One way to bring the islands back to your friends and family is to purchase locally produced honey, spices, nuts and sauces to make a West Indian dinner back home. This is better than a t-shirt any day.

The natural beauty of the islands allows for a variety of activities such as sailing, hiking, horseback riding, bird watching, river rafting, zip-lining, golfing, or touring historical sites. Coupled with the array of beach activities available, it can be fairly inexpensive to find engaging sports for everyone to enjoy.

Of course, most islands also have cultural centers where you can see how life was in the past, as well as museums and other public events.

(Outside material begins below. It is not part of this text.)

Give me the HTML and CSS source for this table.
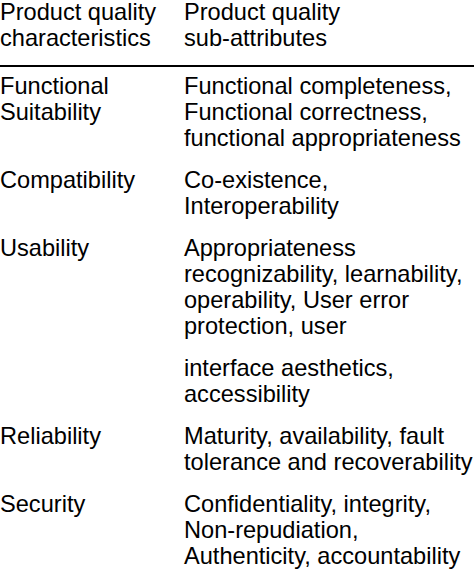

Save on transportation costs by using public transportation. Most islands have fairly regular bus service for the locals for next to nothing. Rental cars can be very expensive on some islands — as much as $75/day on St John! If you’re not interested in taking the bus, be sure to stay in a resort that offers complimentary shuttle service around the island.

General costs
This may seem like common sense, but bringing your own suntan lotion, magazines, sunglasses, snacks and refillable water bottles will save you from purchasing these items at a higher cost once you arrive. Keep in mind that almost everything must be imported to the Caribbean, therefore the costs on simple things like these are surprisingly high, to compensate for shipping.

if you’re really inclined to see the Caribbean in its most natural, pristine light you may opt for camping accommodations. A few islands, such as St John and St Thomas in the US Virgin Islands, have eco-lodges with large tents mounted on wooden platforms for the naturists on a budget. In addition to being a bit cheaper, these “tent lodges” offer visitors the chance to get closer to the environment, since they’re built right into the hillsides!


For a trip of a lifetime, relax yourself in the beautiful Caribbean. It doesn’t have to cost you an arm and a leg… unless you’re a pirate.